Haiti's opposition coalition confirmed its refusal to agree to an international peace plan that would have Aristide remain as president but share power with his political rivals.

The Democratic Platform coalition, a broad alliance of opposition groups, rejected the plan despite last-ditch efforts by Secretary of State Colin Powell to stem a crisis sparked by a three-week uprising by rebels who have overrun the northern half of the country.

"It is absolutely necessary for the international community to accompany the country in its quest for a mechanism that will allow for a timely and orderly departure of Jean-Bertrand Aristide," the Democratic Platform coalition said in a statement.

"The first step in the resolution to the crisis is Aristide's departure," opposition leader Evans Paul said at a news conference.

A State Department official, speaking on condition of anonymity, said the United States was still working with the parties to win acceptance of the plan. France, meanwhile, was trying to convene a meeting in Paris between Aristide and opposition leaders later in the week.

French U.N. Ambassador Jean-Marc de La Sabliere said Tuesday that diplomats were considering proposing "a police force, or a civilian force" for approval by the U.N. Security Council.

Even if the opposition coalition had accepted the U.S. peace plan, the rebels still insist they will lay down their arms only when Aristide is out of power.

Aristide, who has accepted the plan, appealed to the world for urgent help and warned of a rising death toll and a new exodus of "boat people" if rebels try to take the capital. At least 70 people have been killed in the three-week uprising, about 40 of them police officers.

"Should those killers come to Port-au-Prince, you may have thousands of people who may be killed," Aristide said. "We need the presence of the international community as soon as possible."

The United States also may seek a U.N. Security Council resolution authorizing dispatch of international peacekeepers to Haiti if a settlement between government and opposition forces is reached, a U.S. official said Tuesday.
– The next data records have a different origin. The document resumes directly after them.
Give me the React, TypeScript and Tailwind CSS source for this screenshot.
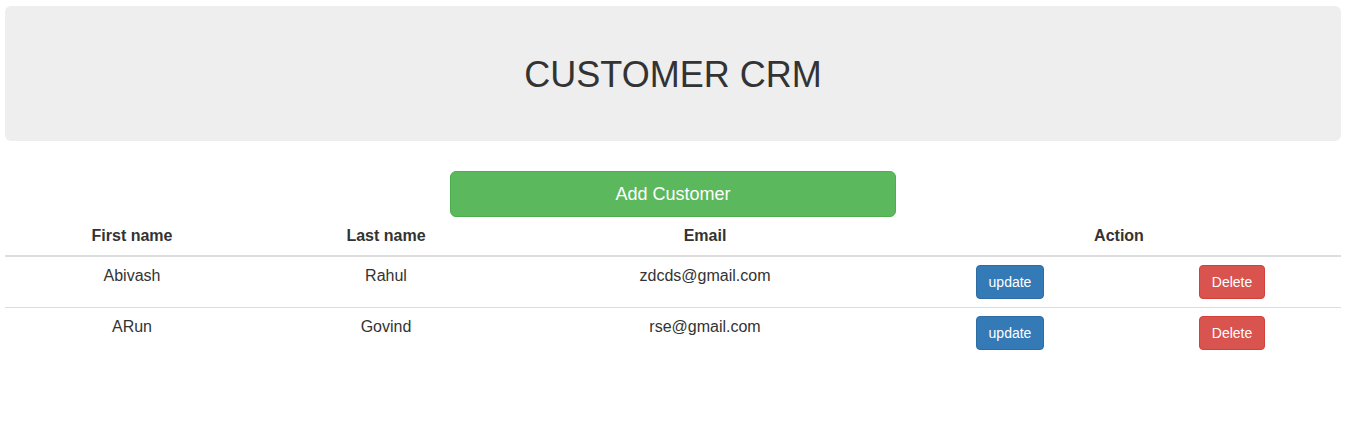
import React from "react";

const customers = [
  { first: "Abivash", last: "Rahul", email: "zdcds@gmail.com" },
  { first: "ARun", last: "Govind", email: "rse@gmail.com" },
];

export default function App() {
  return (
    <div className="min-h-screen bg-white text-[#333] font-['Liberation_Sans',Arial,sans-serif]">
      <div className="ml-[5px] w-[1336px] pt-[6px]">
        {/* Jumbotron header */}
        <div className="bg-[#eee] rounded-[6px] pt-[49px] pb-[46px] text-center">
          <h1 className="text-[36px] leading-[39.6px] font-normal">CUSTOMER CRM</h1>
        </div>

        {/* Add button */}
        <div className="flex justify-center mt-[30px]">
          <button className="w-[446px] h-[46px] bg-[#5cb85c] border border-[#4cae4c] rounded-[6px] text-white text-[18px] leading-[24px]">
            Add Customer
          </button>
        </div>

        {/* Customers table */}
        <table className="w-[1336px] table-fixed border-collapse text-[16px] leading-[22.85px]">
          <colgroup>
            <col className="w-[254px]" />
            <col className="w-[254px]" />
            <col className="w-[384px]" />
            <col className="w-[226px]" />
            <col className="w-[218px]" />
          </colgroup>
          <thead>
            <tr className="border-b-2 border-[#ddd]">
              <th className="p-2 font-bold text-center">First name</th>
              <th className="p-2 font-bold text-center">Last name</th>
              <th className="p-2 font-bold text-center">Email</th>
              <th colSpan={2} className="p-2 font-bold text-center">Action</th>
            </tr>
          </thead>
          <tbody>
            {customers.map((c, idx) => (
              <tr key={idx} className={idx > 0 ? "border-t border-[#ddd]" : ""}>
                <td className="p-2 align-top text-center">{c.first}</td>
                <td className="p-2 align-top text-center">{c.last}</td>
                <td className="p-2 align-top text-center">{c.email}</td>
                <td className="p-2 align-top text-center">
                  <button className="h-[34px] px-3 bg-[#337ab7] border border-[#2e6da4] rounded-[4px] text-white text-[14px] leading-[20px]">
                    update
                  </button>
                </td>
                <td className="p-2 align-top text-center">
                  <button className="h-[34px] px-3 bg-[#d9534f] border border-[#d43f3a] rounded-[4px] text-white text-[14px] leading-[20px]">
                    Delete
                  </button>
                </td>
              </tr>
            ))}
          </tbody>
        </table>
      </div>
    </div>
  );
}
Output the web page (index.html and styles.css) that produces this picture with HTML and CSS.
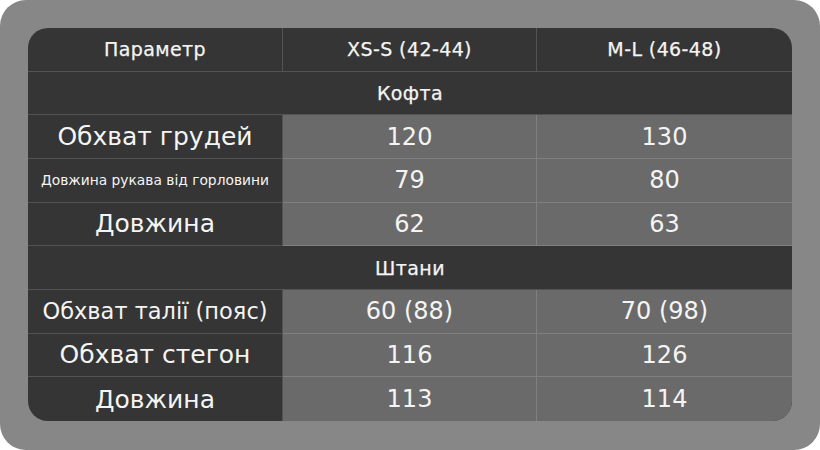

Britain and Australia, meanwhile, urged their citizens to get out of Haiti, following similar warnings from the United States, France and Mexico. There are about 30,000 foreigners in the former French colony, 20,000 of them Americans.
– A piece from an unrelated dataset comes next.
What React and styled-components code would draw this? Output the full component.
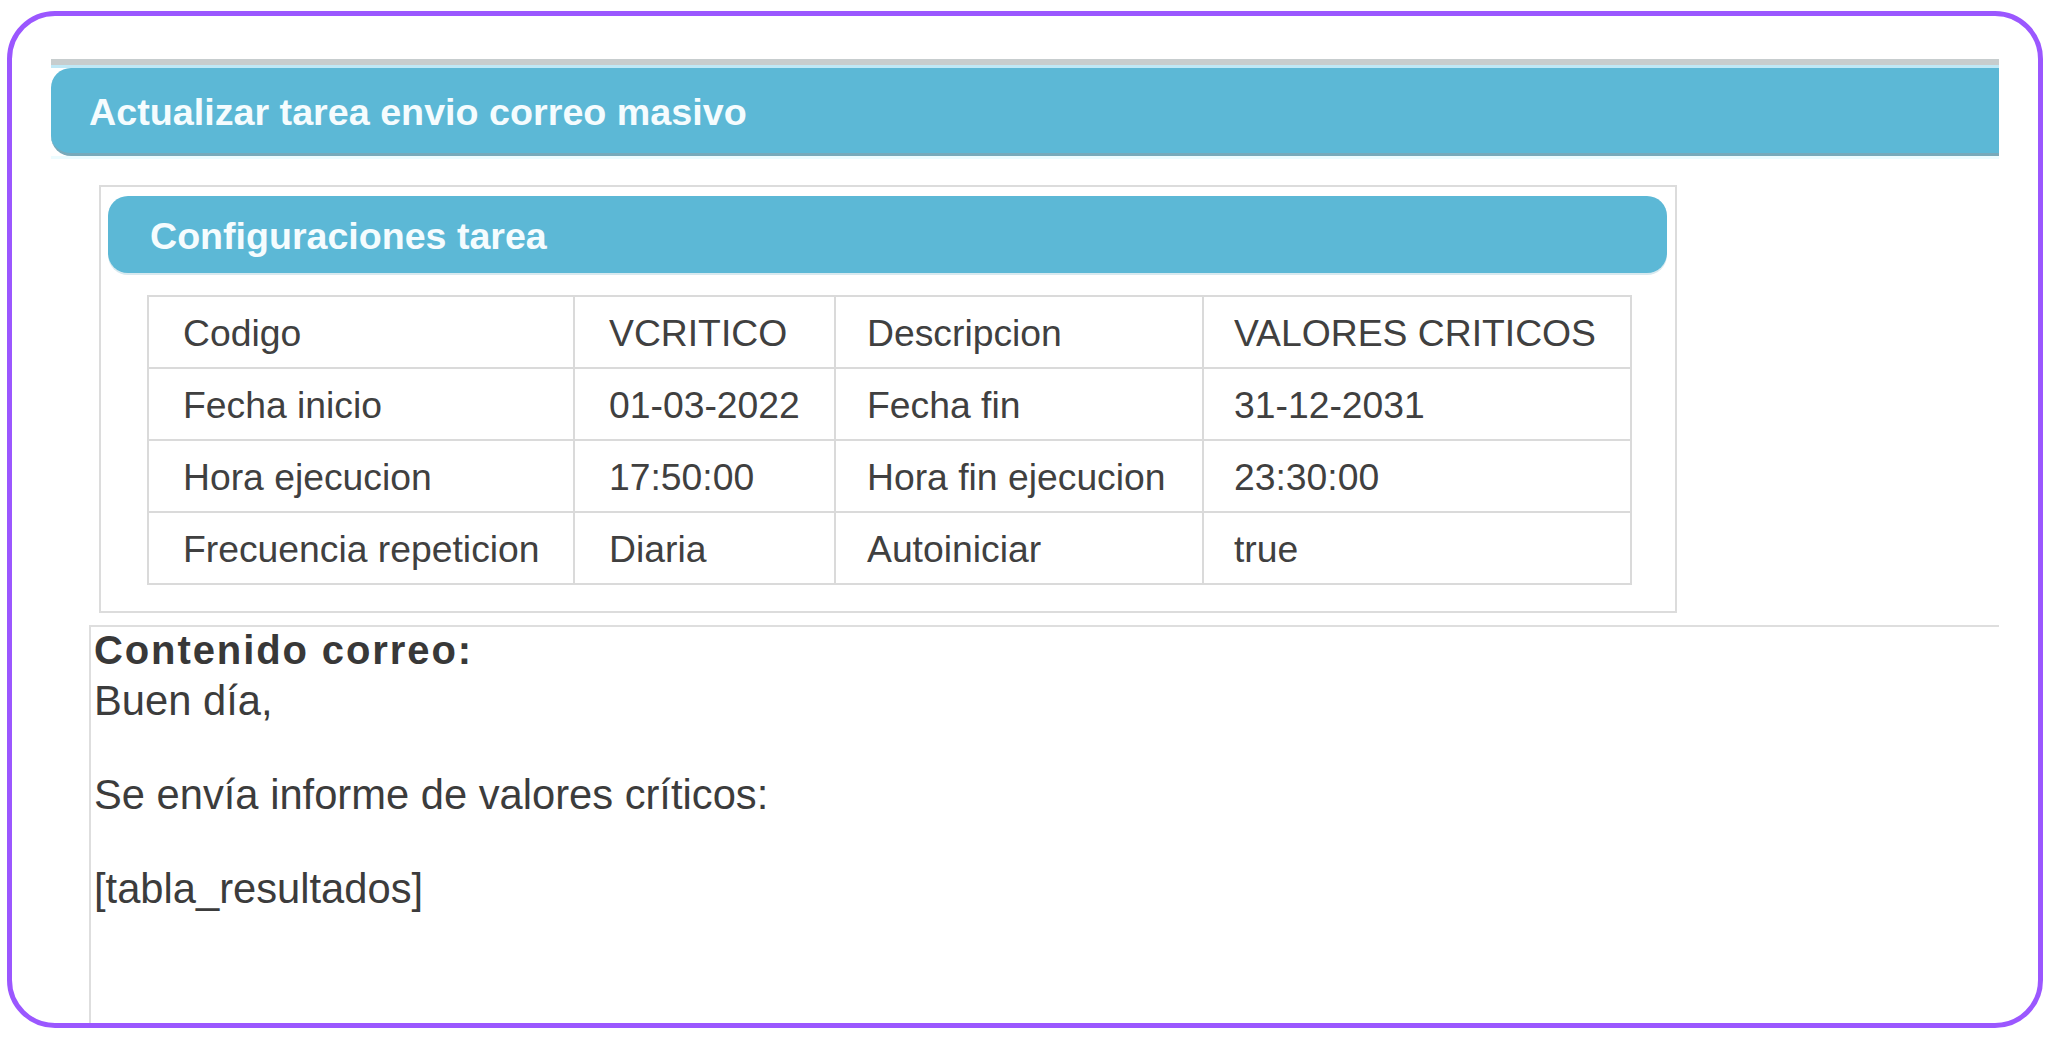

International aid groups warned of looming hunger and health crises if the violence is not brought under control.

Human Rights Watch said the international community should consider sending soldiers and police to Haiti, citing the "horrendous human rights records" of some rebel leaders and the "violent and lawless methods" adopted by pro-government gangs.

In a letter to Powell, Rep. Barbara Lee, D-Calif., accused the Bush administration of standing by while an elected government faces violent overthrow.

"People are dying, and our own commitment to democracy is under siege … our failure to support the democratic process and help restore order looks like a covert effort to overthrow a government," Lee said.

The U.N. World Food Program said looters had ransacked one of its warehouses in Cap-Haitien on Sunday, after the northern city was seized by rebels.

The agency said it still has sufficient stocks either in Haiti or on the way, but it warned that "widespread food shortages are inevitable," unless the security situation improves soon.

The United States and the Dominican Republic, which shares the island of Hispaniola with Haiti, feared a surge of Haitian refugees.

The Dominican Republic sent 1,500 extra troops to double the number patrolling its 225-mile border with Haiti, said Gen. Jose Miguel Soto Jimenez, the country's top military official.

White House spokesman Scott McClellan said U.S. planes were patrolling Haitian shores to guard against boat people. "We've not seen any indication to indicate a surge in migration at this point," he said, making clear any migrants caught would be returned home.

Aristide, hugely popular when he was elected, has since lost a lot of support. Opponents accuse the former priest of failing to help those in need, condoning corruption and masterminding attacks on opponents by armed gangs. Aristide denies the charges. Flawed legislative elections in 2000 led international donors to freeze millions of dollars in aid.